## start
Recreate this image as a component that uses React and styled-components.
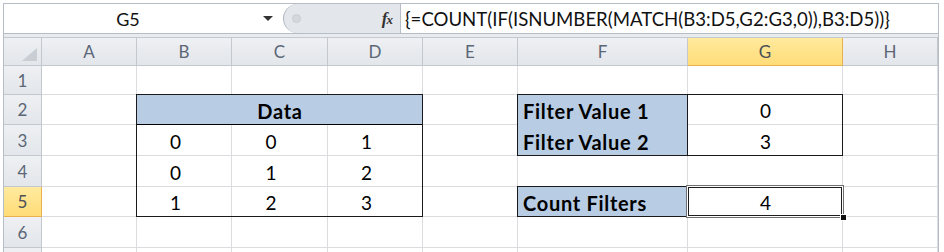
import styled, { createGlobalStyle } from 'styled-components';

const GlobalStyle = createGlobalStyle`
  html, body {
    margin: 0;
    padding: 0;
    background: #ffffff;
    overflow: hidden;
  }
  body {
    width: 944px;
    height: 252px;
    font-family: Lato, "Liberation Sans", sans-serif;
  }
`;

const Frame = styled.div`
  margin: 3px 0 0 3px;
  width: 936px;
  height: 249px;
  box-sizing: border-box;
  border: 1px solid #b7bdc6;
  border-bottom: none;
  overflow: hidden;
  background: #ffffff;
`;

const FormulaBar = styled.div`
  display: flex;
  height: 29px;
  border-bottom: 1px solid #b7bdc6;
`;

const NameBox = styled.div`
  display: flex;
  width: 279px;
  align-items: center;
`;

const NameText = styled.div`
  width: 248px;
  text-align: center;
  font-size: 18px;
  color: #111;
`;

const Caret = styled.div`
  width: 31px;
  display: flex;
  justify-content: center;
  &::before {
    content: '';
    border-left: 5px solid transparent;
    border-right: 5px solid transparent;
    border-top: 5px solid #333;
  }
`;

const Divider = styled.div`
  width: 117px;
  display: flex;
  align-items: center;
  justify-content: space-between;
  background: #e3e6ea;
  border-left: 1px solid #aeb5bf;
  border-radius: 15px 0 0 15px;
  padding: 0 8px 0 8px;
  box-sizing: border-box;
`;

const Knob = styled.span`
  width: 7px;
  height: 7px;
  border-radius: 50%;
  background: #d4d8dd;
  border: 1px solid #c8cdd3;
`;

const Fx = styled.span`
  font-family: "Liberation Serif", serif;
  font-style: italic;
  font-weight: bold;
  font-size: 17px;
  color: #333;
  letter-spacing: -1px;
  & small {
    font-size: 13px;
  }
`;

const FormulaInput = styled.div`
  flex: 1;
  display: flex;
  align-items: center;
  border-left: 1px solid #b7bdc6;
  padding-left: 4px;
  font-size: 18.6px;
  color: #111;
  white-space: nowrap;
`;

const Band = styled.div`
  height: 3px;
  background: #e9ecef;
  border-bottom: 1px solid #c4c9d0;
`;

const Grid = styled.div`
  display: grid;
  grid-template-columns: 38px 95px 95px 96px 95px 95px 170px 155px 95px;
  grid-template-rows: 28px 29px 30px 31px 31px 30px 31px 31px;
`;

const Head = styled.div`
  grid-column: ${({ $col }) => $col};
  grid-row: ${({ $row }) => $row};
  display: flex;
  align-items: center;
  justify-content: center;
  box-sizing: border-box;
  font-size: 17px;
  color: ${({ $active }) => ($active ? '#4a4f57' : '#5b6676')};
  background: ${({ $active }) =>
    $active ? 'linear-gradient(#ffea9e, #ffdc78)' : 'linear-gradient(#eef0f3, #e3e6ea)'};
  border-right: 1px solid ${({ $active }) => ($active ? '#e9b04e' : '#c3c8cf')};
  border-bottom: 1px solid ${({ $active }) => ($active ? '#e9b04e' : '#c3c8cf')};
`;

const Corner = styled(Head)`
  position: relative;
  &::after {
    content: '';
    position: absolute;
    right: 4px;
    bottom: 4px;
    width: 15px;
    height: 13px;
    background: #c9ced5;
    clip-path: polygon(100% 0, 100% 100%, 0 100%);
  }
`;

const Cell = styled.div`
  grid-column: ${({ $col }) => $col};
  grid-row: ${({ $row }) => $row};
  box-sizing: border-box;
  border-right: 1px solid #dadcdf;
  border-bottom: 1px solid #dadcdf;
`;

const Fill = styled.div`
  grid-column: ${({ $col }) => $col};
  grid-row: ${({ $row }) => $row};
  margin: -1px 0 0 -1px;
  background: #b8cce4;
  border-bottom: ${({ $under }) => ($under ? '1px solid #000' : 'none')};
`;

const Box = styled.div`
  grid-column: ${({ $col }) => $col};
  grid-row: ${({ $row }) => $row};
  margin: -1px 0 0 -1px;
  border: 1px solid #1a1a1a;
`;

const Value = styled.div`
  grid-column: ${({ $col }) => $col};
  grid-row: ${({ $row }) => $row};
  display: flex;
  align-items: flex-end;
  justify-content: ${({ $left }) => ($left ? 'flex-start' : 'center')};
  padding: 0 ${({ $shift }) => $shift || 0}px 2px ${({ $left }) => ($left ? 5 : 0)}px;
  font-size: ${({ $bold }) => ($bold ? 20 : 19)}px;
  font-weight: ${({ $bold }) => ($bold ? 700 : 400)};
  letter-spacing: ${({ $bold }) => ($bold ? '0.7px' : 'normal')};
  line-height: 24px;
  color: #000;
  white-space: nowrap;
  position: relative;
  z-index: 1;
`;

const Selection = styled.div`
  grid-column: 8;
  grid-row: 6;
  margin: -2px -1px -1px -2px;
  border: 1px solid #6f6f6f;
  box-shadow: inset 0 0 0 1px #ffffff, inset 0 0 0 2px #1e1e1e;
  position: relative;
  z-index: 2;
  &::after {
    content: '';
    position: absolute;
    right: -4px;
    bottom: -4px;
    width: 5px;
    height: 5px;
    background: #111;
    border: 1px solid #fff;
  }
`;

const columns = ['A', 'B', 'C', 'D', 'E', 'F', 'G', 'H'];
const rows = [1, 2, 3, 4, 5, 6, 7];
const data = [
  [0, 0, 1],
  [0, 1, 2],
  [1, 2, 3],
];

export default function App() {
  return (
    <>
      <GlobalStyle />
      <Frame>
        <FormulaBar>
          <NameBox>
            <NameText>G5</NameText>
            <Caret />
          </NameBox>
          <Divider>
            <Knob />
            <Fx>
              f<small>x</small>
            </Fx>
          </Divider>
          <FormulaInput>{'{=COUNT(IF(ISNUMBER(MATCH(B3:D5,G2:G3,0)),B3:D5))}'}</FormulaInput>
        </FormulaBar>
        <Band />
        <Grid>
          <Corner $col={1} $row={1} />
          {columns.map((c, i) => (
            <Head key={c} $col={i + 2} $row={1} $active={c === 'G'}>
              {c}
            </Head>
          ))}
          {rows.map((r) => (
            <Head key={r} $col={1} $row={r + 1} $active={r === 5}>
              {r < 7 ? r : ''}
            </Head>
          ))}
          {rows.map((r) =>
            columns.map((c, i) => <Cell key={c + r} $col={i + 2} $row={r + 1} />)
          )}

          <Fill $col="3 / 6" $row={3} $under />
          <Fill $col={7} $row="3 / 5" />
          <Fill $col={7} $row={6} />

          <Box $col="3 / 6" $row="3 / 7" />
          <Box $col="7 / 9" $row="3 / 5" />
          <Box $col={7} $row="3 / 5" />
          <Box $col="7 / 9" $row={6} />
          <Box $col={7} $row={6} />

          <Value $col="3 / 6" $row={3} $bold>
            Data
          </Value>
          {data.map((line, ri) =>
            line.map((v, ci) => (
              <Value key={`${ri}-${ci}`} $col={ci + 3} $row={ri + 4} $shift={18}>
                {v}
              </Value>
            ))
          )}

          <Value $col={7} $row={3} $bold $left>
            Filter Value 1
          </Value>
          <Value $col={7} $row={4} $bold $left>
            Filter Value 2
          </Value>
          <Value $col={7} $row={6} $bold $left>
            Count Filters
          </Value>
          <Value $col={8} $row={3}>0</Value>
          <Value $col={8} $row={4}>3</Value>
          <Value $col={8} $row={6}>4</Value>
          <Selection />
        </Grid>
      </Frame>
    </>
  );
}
## end
● Exercise task
List every line above that holds the word "components".

● Final answer
Recreate this image as a component that uses React and styled-components.
import styled, { createGlobalStyle } from 'styled-components';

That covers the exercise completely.